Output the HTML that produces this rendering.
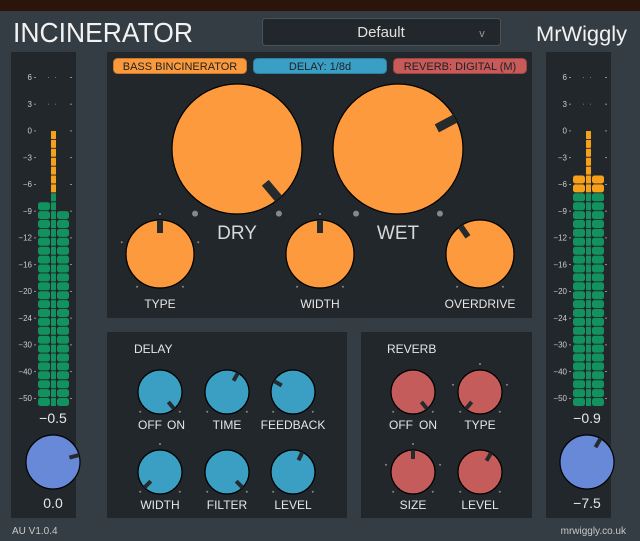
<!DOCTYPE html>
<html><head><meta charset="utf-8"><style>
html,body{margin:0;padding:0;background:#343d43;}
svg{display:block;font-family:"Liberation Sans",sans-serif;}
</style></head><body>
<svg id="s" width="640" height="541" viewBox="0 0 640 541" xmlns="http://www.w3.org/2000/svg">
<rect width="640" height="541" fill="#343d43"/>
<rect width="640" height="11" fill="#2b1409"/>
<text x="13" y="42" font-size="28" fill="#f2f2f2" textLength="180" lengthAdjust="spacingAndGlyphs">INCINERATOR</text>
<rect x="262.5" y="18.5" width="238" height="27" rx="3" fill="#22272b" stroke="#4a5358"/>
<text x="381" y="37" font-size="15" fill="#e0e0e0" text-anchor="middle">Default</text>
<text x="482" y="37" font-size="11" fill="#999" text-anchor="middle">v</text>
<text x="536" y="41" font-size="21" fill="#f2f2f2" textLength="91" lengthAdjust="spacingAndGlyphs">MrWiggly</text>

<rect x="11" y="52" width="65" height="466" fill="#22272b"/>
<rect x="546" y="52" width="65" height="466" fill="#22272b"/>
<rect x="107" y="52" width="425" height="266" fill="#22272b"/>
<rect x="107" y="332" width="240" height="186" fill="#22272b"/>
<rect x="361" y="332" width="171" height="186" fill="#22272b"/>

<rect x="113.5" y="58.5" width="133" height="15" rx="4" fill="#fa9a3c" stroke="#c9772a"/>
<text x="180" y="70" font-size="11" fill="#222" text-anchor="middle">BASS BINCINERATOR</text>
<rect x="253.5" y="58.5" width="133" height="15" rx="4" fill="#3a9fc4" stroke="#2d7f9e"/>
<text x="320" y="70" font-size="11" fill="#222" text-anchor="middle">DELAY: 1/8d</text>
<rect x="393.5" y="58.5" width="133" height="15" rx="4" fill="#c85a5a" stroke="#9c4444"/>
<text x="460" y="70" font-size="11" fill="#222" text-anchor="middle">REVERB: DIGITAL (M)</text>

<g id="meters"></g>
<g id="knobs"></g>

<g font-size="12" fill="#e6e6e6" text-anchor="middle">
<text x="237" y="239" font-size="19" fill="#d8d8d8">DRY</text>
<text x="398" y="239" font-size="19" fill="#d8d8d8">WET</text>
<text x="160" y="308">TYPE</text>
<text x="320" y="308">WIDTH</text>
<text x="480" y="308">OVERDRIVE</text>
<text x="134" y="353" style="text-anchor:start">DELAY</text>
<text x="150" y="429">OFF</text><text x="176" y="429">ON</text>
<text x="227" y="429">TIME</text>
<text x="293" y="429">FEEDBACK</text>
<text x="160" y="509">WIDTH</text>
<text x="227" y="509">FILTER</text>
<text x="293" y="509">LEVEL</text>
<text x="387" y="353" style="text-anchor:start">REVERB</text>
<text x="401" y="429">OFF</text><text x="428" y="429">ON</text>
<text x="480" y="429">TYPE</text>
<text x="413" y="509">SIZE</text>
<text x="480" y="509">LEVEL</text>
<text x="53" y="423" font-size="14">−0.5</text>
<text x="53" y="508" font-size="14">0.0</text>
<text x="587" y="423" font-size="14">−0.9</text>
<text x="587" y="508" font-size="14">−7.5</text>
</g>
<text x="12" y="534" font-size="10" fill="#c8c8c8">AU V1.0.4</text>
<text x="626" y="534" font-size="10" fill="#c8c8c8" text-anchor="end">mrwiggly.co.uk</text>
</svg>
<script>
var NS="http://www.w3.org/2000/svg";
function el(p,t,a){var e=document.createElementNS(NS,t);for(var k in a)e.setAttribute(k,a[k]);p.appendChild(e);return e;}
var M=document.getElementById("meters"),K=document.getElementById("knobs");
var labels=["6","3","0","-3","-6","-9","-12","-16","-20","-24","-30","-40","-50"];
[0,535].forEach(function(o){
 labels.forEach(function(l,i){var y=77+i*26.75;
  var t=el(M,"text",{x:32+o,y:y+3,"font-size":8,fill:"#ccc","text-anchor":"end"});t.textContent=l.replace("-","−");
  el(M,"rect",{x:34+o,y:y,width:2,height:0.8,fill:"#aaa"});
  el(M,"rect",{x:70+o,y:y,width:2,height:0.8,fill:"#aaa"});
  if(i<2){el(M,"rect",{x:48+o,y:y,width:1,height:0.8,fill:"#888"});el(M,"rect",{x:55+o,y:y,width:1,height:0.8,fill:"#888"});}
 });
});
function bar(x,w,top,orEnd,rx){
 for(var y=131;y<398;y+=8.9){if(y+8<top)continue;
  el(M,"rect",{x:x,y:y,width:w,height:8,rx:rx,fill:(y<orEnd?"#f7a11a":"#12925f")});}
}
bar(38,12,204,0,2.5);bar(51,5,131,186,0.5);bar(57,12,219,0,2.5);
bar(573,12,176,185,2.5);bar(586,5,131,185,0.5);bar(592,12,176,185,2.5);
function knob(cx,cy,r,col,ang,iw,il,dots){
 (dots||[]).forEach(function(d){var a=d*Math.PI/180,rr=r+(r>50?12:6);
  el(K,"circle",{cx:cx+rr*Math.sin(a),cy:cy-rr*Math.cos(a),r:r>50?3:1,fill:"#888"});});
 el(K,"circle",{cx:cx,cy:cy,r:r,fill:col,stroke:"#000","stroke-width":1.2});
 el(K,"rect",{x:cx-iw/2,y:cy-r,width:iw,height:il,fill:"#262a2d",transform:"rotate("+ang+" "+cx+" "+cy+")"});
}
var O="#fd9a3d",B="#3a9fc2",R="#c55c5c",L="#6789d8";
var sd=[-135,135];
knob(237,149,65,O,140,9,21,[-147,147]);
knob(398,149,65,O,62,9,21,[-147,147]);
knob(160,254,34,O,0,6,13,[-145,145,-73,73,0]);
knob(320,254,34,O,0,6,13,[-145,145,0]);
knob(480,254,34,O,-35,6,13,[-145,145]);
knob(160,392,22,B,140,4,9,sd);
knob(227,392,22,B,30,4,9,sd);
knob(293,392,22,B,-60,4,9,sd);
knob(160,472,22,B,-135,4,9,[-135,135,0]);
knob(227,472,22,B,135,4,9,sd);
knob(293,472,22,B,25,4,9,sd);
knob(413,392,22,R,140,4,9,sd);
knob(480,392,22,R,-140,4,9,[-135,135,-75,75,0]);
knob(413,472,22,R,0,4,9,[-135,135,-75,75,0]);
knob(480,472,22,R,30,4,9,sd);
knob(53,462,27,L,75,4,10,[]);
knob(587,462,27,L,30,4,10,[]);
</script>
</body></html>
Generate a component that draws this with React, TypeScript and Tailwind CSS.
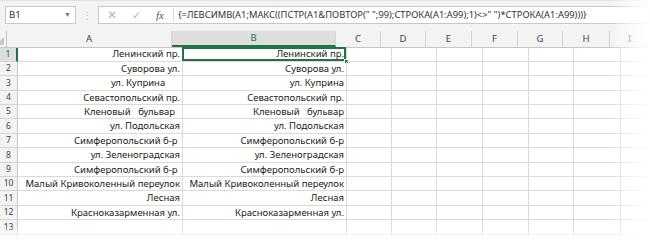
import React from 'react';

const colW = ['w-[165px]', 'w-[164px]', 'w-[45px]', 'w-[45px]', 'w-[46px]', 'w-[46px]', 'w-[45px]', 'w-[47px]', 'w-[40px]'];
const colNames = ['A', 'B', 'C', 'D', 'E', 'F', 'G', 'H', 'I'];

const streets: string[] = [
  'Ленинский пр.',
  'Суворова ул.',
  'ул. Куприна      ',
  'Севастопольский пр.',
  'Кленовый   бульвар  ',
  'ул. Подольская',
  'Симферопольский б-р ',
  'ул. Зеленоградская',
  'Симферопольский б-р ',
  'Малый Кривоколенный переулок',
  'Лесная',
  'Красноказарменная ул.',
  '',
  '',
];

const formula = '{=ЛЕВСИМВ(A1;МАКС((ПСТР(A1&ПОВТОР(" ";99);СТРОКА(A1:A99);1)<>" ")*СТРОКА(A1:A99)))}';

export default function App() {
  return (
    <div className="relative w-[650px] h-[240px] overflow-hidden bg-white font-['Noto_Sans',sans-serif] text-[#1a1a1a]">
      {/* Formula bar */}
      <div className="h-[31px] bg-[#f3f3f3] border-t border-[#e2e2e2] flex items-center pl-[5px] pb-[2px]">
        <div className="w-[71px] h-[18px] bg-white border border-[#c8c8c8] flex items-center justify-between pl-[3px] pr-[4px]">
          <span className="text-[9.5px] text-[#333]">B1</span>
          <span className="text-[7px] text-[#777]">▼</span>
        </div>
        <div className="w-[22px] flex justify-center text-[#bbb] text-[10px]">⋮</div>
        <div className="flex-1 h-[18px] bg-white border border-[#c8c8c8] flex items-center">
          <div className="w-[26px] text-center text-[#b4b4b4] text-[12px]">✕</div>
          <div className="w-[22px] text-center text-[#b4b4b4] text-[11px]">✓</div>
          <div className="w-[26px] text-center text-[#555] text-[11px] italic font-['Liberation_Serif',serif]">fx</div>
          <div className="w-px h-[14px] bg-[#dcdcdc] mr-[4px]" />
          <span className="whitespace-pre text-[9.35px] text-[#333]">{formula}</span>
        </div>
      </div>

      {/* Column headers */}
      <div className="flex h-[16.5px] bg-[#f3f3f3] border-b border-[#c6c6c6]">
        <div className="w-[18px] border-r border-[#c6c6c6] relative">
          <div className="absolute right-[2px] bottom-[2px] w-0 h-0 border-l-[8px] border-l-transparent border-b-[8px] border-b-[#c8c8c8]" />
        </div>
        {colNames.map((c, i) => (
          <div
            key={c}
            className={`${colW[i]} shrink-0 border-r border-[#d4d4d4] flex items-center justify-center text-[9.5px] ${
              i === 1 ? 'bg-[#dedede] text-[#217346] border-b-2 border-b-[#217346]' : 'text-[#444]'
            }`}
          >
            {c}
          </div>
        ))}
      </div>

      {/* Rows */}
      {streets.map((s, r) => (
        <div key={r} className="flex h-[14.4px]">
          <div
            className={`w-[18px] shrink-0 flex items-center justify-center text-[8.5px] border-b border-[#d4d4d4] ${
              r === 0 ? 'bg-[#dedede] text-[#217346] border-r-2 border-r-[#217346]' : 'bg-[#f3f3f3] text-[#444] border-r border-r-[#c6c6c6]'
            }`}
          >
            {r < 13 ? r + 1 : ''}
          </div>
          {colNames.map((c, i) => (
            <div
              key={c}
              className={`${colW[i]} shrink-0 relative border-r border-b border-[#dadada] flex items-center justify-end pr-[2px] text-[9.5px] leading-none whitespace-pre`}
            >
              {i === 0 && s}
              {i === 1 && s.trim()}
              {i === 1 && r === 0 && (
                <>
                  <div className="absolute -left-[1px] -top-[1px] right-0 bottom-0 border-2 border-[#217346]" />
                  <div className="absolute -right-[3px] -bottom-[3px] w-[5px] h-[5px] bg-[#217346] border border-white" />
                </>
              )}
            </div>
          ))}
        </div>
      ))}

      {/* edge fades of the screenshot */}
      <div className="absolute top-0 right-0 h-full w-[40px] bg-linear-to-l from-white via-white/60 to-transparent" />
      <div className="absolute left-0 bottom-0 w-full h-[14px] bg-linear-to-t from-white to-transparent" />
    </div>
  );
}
++++++
**Problem statement:** Copy every line of the listing where the word "that" appears.

**Correct result:**
Output the HTML that produces this rendering.
Generate a component that draws this with React, TypeScript and Tailwind CSS.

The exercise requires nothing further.